**REQUIRED TASK**
Transcribe the material verbatim in full; the pictures do not belong in the copy.

* Begin SUPPLIED DATA *

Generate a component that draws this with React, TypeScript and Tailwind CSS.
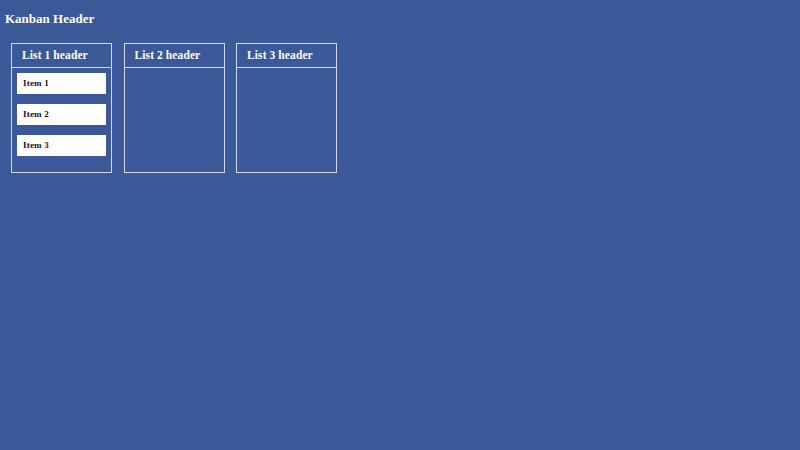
const lists = [
  { title: "List 1 header", items: ["Item 1", "Item 2", "Item 3"] },
  { title: "List 2 header", items: [] as string[] },
  { title: "List 3 header", items: [] as string[] },
];

function KanbanList({ title, items }: { title: string; items: string[] }) {
  return (
    <div className="w-[101px] h-[130px] border border-[#cfd9ee] flex flex-col">
      <div className="h-[24px] border-b border-[#cfd9ee] flex items-center pl-[10px] text-[11.5px] font-bold tracking-[0.1px] text-white">
        {title}
      </div>
      <div className="p-[5px] flex flex-col">
        {items.map((item) => (
          <div
            key={item}
            className="h-[21px] mb-[10px] bg-white flex items-center pl-[6px] pt-[1px] text-[9px] font-bold tracking-[0.2px] text-[#111]"
          >
            {item}
          </div>
        ))}
      </div>
    </div>
  );
}

export default function App() {
  return (
    <div className="w-[800px] h-[450px] bg-[#3b5998] font-['Liberation_Serif',serif]">
      <h1 className="pl-[5px] pt-[11px] text-[13px] leading-[15px] font-bold text-white">
        Kanban Header
      </h1>
      <div className="flex gap-[11.5px] pl-[11px] pt-[17px]">
        {lists.map((list) => (
          <KanbanList key={list.title} title={list.title} items={list.items} />
        ))}
      </div>
    </div>
  );
}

* End SUPPLIED DATA *

**ANSWER TO THE EXERCISE**
Generate a component that draws this with React, TypeScript and Tailwind CSS.
const lists = [
  { title: "List 1 header", items: ["Item 1", "Item 2", "Item 3"] },
  { title: "List 2 header", items: [] as string[] },
  { title: "List 3 header", items: [] as string[] },
];

function KanbanList({ title, items }: { title: string; items: string[] }) {
  return (
    <div className="w-[101px] h-[130px] border border-[#cfd9ee] flex flex-col">
      <div className="h-[24px] border-b border-[#cfd9ee] flex items-center pl-[10px] text-[11.5px] font-bold tracking-[0.1px] text-white">
        {title}
      </div>
      <div className="p-[5px] flex flex-col">
        {items.map((item) => (
          <div
            key={item}
            className="h-[21px] mb-[10px] bg-white flex items-center pl-[6px] pt-[1px] text-[9px] font-bold tracking-[0.2px] text-[#111]"
          >
            {item}
          </div>
        ))}
      </div>
    </div>
  );
}

export default function App() {
  return (
    <div className="w-[800px] h-[450px] bg-[#3b5998] font-['Liberation_Serif',serif]">
      <h1 className="pl-[5px] pt-[11px] text-[13px] leading-[15px] font-bold text-white">
        Kanban Header
      </h1>
      <div className="flex gap-[11.5px] pl-[11px] pt-[17px]">
        {lists.map((list) => (
          <KanbanList key={list.title} title={list.title} items={list.items} />
        ))}
      </div>
    </div>
  );
}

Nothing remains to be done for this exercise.